As a side not we run ~10,000 containers on our clusters. If this was a kernel bug or infra I'd expect it to present in a large number of containers.

@swcurran We should rule out infra issues by deploying to a different managed k8s environment.

jleach commented 1 year ago

I added run-2157.sh to test for the Websocket timeout issue. Just run it (in the accompanying .devContainer) and in the background tweak the amount of CPU a pod gets. You'll see the failure rate change accordingly.

swcurran commented 1 year ago

I think that it would be tricky to test like that. We would need to have something reproduce the problem on our k8s implementation, and then run the identical test on another k8s. Do we have such a portable test?

It was a bit hard to follow all of the links to determine what versions of the Linux kernel has the bug and the fix, but from what I can see — it is fixed in 4.18 and later, that was released circa 2020. So I would think the easiest check is to see if our OpenShift deployment is running with a fixed kernel. I assume that the fix is on the infra, not in containers (so many kernels 😄 ) so that should be sort of easy to check. Asking Red Hat is probably the right way to go.

KimEbert42 commented 1 year ago

@reflectivedevelopment I say threading because its consistent with the behaviour I see: An ACA-py agent will have very low CPU utilization, typically < 1% but a very high throttling ratio, typically > 45%. Usually this pattern indicates problem with threads. I also see this often in Postgres but in that case I think its because it has several processes inside the "container"; each process has the same effect as a thread - they fight for CPU time and in a unimportant process consumes too much then the important ones are starved.

If we are waiting on other threads, we should see the CPU time be 45%, just with unimportant threads. The threads are either blocked, waiting for resources from postgres, disk, etc, or are being starved by the CPU scheduler. If we are seeing 100% CPU usage with no quota, but 1% CPU usage with a 90% quota, I'm inclined to think the scheduler is not scheduling the process.

jleach commented 1 year ago

@reflectivedevelopment 🤔 I think waiting on db would show a process bing in the WAIT state - it wouldn't count as a throttled block. The only way I can account for the behaviour I see is with threads (or many processes in the container).

The way I understand the scheduler to work is like this: If a container has a request.cpu of 50m and a limit.cpu of 100m it gets 10ms to run. If you have 10 threads they can all run at the same time if cores are free, but, that means you burn through your 10ms faster. Each thread gets 1ms to run. Because this process consumed its 10ms of quota in 1ms its gets throttled thus nr_throttled gets incremented by 1 and the kernel un-schedules the process. Also, because CPU usage is based on the request.cpu it shows as low CPU usage because 1ms is < 5ms (50m).

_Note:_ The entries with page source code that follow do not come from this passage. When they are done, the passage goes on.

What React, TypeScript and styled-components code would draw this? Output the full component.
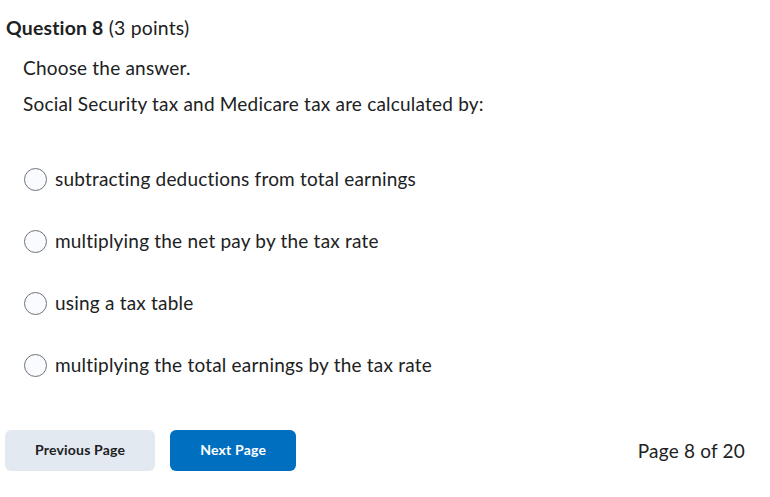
import React from "react";
import styled, { createGlobalStyle } from "styled-components";

const Global = createGlobalStyle`
  html, body { margin: 0; padding: 0; background: #ffffff; }
  body {
    font-family: Lato, "Open Sans", sans-serif;
    color: #202122;
    font-variant-ligatures: none;
    letter-spacing: 0.2px;
  }
`;

const Page = styled.div`
  width: 770px;
  height: 497px;
  box-sizing: border-box;
  padding: 14px 25px 0 5px;
  display: flex;
  flex-direction: column;
`;

const Heading = styled.h2`
  margin: 0;
  font-size: 19.4px;
  line-height: 28px;
  font-weight: 400;
  padding-left: 1px;
`;

const Bold = styled.span`
  font-weight: 700;
`;

const Body = styled.div`
  padding-left: 18px;
  margin-top: 12px;
  display: flex;
  flex-direction: column;
`;

const Para = styled.p`
  margin: 0 0 8px 0;
  font-size: 19px;
  line-height: 28px;
`;

const Options = styled.div`
  margin-top: 39px;
  display: flex;
  flex-direction: column;
  gap: 34px;
`;

const Option = styled.label`
  display: flex;
  align-items: center;
  gap: 8px;
  font-size: 19px;
  line-height: 28px;
  cursor: pointer;
`;

const Radio = styled.span`
  width: 23px;
  height: 23px;
  box-sizing: border-box;
  border-radius: 50%;
  border: 1px solid #6e7477;
  background: #f9fbff;
  flex: none;
  margin-left: 1px;
`;

const Footer = styled.div`
  margin-top: 51px;
  display: flex;
  align-items: center;
  gap: 15px;
`;

const Button = styled.button<{ $primary?: boolean }>`
  height: 41px;
  border: none;
  border-radius: 6px;
  padding: 0 30px 2px;
  font-family: Lato, "Open Sans", sans-serif;
  font-size: 14px;
  font-weight: 700;
  letter-spacing: 0.2px;
  background: ${(p) => (p.$primary ? "#006fbf" : "#e3e9f1")};
  color: ${(p) => (p.$primary ? "#ffffff" : "#202122")};
  cursor: pointer;
`;

const PageInfo = styled.div`
  margin-left: auto;
  font-size: 19px;
  line-height: 28px;
`;

const options = [
  "subtracting deductions from total earnings",
  "multiplying the net pay by the tax rate",
  "using a tax table",
  "multiplying the total earnings by the tax rate",
];

export default function App() {
  return (
    <>
      <Global />
      <Page>
        <Heading>
          <Bold>Question 8</Bold> (3 points)
        </Heading>
        <Body>
          <Para>Choose the answer.</Para>
          <Para>Social Security tax and Medicare tax are calculated by:</Para>
          <Options>
            {options.map((o) => (
              <Option key={o}>
                <Radio />
                {o}
              </Option>
            ))}
          </Options>
        </Body>
        <Footer>
          <Button>Previous Page</Button>
          <Button $primary>Next Page</Button>
          <PageInfo>Page 8 of 20</PageInfo>
        </Footer>
      </Page>
    </>
  );
}
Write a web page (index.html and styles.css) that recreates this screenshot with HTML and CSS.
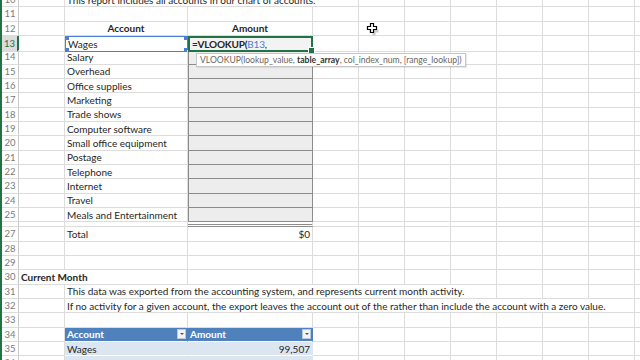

This meets all the criteria. Its throttled because it used up its quota in the first 1ms (much less than its 10ms as per the limit) and has a very low CPU utilization because 1ms is much lower than 5ms.

KimEbert42 commented 1 year ago

@jleach This would be interesting if Aca-Py used more than one CPU core on a regular basis. It appears from my testing that Aca-Py almost always uses one core and has very little if any parallel processing, and is mostly serialized in its CPU usage.

However, if the statment is true that the Aca-Py requires more than one CPU to run, it would be necessary to include additional CPU time to keep it operating correctly. If you don't give a car sufficient gas, it won't propel forwards, it'll stall. I imagine some programs behave in a similar manner.

Still, this doesn't explain the 1% cpu utilization. If the schedular is properly scheduling the threads, then each thread should register CPU time, and we should see that in the CPU utilization. If I have a multi-threaded application using two CPUs, it will register as using 200% of the CPU. So even if Aca-Py has threads running on multiple cores, it should show up as part of the CPU usage.

KimEbert42 commented 1 year ago

@jleach for the websocket disconnects, we may want to adjust the ping and timeout settings.

My recommendation is based off of research of the QUIC protocol, used for HTTP3. QUIC was designed by a google engineer and makes up half of Google Chromes traffic. The reason for the selection is to base decisions upon prior art that has been successfully deployed.

RFC 9308: Applicability of the QUIC Transport Protocol .

In RFC 9308, it indicates the following:

"According to a 2010 study ([Hatonen10]), UDP applications can assume that any NAT binding or other state entry can expire after just thirty seconds of inactivity. Section 3.5of [RFC8085] further discusses keep-alive intervals for UDP: it requires that there is a minimum value of 15 seconds, but recommends larger values, or that keep-alive is omitted entirely."

And

"Sending PING frames more frequently than every 30 seconds over long idle periods may result in excessive unproductive traffic in some situations and unacceptable power usage for power-constrained (mobile) devices. Additionally, timeouts shorter than 30 seconds can make it harder to handle transient network interruptions, such as Virtual Machine (VM) migration or coverage loss during mobility. See [RFC8085], especially Section 3.5."

I would therefor recommend setting the keep alive to 15 seconds, the minimum defined in RFC8085, and setting the timeout to 60 seconds to allow connections to survive coverage loss during mobility.

The current Aca-Py Default timeout is too short, and may result in unnecessary mobile disconnects.

The current Aca-Py Default keepalive is too short and may result in excessive network traffic.

I believe these can be tuned with --ws-heartbeat-interval ( 3 seconds default) and --ws-timeout-interval ( 15 seconds default)

WadeBarnes commented 1 year ago

@jleach, We can easily try out the settings by adding ACAPY_WS_HEARTBEAT_INTERVAL=15 and ACAPY_WS_TIMEOUT_INTERVAL=60 to the environment variables of the agent's DC.

cvarjao commented 1 year ago

I've seen this error pop back again during an onboarding session last Friday (Match 17, 2:30 - 3PM PT). Fresh install, first wallet initialization. The workaround was to delete the app and try again. The 2nd time it worked with no problem.

jleach commented 1 year ago

@cvarjao We only rolled out the above changes to test. Also, in prod we have 800m/800m which drops throttling to about 18%. Need to go 100m/1,000m probably (assuming request can be low) to get it below 1%.

WadeBarnes commented 1 year ago

@jleach, I made some those updates to prod being tracked here; https://github.com/bcgov/bc-wallet-mobile/issues/990#issuecomment-1478532913

swcurran commented 10 months ago

We think this issue is largely understood and resolved. Closing -- please open other issues with new details.